What Cheney does differently is niftily trace the immigration, exclusion, diaspora and evolution of the Chinese experience in America told almost entirely through white cardboard take out boxes and the gnomic neon signs for China Palaces and Inns and Dynasties. But that's not to say the documentary lacks characters. Along the way we meet nearly every author of anything Chinese food related, including writers Bonnie Tsui and Fuschia Dunlop (whose accent really is winning), Andrew Coe, who wrote a tremendous book called Chop Suey, a dapper collector of Chinese food menus named Harley Spiller (he has over 8,000!) and a tax attorney from Los Angeles named David Chan who has eaten at more than 6,000 Chinese food restaurants in America.
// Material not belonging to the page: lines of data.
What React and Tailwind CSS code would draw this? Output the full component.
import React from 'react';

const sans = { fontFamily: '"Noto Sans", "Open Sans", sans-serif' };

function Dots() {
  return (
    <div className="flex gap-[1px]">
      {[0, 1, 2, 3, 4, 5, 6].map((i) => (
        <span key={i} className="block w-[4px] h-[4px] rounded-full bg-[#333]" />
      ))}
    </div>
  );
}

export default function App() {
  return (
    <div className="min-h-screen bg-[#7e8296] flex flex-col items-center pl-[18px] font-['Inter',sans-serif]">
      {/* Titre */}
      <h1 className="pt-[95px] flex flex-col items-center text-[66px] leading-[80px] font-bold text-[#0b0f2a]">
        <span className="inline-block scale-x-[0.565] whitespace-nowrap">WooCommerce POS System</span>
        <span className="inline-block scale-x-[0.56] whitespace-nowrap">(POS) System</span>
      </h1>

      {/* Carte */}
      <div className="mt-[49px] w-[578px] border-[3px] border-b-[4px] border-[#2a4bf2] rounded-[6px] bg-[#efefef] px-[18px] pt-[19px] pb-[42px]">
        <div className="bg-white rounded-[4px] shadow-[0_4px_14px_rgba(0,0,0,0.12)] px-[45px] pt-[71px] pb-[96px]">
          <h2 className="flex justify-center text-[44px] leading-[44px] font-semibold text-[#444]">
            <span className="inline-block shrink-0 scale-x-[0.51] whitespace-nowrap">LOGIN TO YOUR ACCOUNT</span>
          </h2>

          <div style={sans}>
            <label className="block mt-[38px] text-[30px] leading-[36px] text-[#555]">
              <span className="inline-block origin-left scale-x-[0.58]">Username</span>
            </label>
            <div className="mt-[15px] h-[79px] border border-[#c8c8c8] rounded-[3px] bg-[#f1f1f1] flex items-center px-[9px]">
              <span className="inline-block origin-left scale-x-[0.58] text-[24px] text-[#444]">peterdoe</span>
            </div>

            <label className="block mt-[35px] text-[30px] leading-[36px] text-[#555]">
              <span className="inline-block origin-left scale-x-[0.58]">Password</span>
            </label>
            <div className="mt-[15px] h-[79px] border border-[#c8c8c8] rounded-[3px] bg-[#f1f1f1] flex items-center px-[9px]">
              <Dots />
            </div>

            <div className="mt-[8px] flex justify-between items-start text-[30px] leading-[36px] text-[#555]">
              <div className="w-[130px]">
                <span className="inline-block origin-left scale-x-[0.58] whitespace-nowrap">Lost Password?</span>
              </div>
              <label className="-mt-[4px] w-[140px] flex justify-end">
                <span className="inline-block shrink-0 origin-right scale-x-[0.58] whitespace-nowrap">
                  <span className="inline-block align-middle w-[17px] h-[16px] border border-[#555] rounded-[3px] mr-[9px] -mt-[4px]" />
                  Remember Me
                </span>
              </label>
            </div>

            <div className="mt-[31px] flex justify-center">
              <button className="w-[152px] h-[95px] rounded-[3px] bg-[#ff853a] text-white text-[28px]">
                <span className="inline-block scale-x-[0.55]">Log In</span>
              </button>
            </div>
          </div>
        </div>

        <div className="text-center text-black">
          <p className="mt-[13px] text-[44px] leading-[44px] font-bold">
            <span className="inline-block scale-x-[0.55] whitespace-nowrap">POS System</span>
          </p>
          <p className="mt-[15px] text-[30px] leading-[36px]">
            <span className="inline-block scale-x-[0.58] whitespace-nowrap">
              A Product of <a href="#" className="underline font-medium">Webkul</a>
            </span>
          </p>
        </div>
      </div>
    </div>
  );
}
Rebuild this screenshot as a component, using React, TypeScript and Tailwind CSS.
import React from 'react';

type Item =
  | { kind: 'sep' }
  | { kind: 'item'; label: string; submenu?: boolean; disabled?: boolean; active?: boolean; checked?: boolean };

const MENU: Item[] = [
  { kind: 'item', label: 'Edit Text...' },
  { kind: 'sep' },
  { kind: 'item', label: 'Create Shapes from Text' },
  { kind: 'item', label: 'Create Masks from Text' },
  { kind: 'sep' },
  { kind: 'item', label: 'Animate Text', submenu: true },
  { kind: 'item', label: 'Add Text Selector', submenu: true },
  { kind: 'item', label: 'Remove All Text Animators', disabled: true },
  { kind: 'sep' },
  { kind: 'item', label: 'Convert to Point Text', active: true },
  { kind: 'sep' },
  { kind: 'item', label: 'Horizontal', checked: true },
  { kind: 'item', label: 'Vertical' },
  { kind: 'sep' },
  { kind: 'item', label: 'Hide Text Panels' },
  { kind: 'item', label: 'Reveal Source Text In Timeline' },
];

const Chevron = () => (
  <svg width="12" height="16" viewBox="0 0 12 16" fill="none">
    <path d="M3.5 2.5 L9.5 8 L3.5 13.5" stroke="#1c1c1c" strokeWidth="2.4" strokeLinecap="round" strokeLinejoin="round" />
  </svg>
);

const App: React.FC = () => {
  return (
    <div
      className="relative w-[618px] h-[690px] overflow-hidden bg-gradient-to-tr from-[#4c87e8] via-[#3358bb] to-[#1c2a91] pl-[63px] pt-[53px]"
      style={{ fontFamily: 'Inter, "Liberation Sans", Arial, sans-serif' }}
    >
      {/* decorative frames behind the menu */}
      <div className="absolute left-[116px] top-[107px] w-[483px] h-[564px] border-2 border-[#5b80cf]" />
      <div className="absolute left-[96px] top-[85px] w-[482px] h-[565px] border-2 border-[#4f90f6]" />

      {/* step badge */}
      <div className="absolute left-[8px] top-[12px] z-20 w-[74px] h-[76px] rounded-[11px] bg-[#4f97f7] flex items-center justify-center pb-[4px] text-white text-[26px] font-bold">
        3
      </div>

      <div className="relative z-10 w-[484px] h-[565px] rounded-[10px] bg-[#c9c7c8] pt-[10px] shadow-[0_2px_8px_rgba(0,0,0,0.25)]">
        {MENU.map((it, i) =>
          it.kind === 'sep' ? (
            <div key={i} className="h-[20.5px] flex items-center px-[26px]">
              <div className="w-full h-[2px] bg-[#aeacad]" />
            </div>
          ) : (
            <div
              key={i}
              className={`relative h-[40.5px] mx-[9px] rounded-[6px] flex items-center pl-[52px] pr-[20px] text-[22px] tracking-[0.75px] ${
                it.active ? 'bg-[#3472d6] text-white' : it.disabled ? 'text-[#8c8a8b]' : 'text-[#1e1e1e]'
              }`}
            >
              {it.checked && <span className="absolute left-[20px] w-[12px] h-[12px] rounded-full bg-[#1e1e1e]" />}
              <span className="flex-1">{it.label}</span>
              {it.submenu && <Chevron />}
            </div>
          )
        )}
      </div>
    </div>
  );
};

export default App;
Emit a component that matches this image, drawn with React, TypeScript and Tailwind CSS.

There is also a parallel cast of interviewees, so-called primary actors, often second and third generation Chinese immigrants who own and operate the chop suey slinging heart break cafes in bumblefuck nowhere. These men and women — like Tommy Wong from Hammond, Louisiana and Harlan Hi of Sing Lee Chop Sooey House in Phoenix, Arizona — are wonderful melders, expert meddlers and canny peddlers of Americanized Chinese cuisine. As the film makes clear, they are also often the only portal to Asia many of the small towns have. The myriad ways these restaurateurs adapt their native cuisine to minister to the American palate is both ingenious and a little shameful. Often, as in the case of General Tso, the result bears little resemblance to the original recipe. As Ms. Dunlop notes, speaking of the titular dish, "The Hunanese really like mixing sweet and savory foods. Not only have they not really heard of it, it's not the kind of thing they like to eat anyway."

general tso 3

TSFGT

But there's nothing more authentically American than inauthenticity. So that's no great shakes. That no one in China has ever heard of General Tso's Chicken makes for a funny montage but blows no minds. What is enlightening — and the chief pleasure of the film — is how expertly Cheney ties together the current landscape of Chinese restaurants with both the historical discrimination felt by Chinese immigrants and current patterns and practices of immigration.

As Jews were cornered to lending by laws against owning property, so too were the Chinese in America herded towards providing services like food and laundry by the breathtakingly vicious Exclusion Act of 1882, which precluded Chinese immigrants from vast swathes of the labor force. This one act of Congress launched thousands of restaurants and Chinese laundries across the country, as Chinese immigrants sought to outrun the national prejudice. Naturally, that didn't work, but the farther they got from San Francisco, the easier their lot seemed to be. Meanwhile, regional associations would assign and still assign territories to recent immigrants so they would not compete with other Chinese businesses. And thus Cheney answers the enigma of how a China Inn popped up in every rinky dink one stop sign backwoods town.

The documentary doesn't, of course, tell the whole story. Two companion pieces I would recommend are Lauren Hilgers's bracing account of a cook in the New Yorker, and Soul of a Banquet, the stellar documentary about Cecilia Chiang (who appears alongside her son in this film.) But through contemplation and skill, Cheney draws from a cheap piece of meat the ultimately very moving story of hardship and survival, of adaptation and adoption, of heartbreak and upheaval that lies beneath even the most common and cheap take-out meals.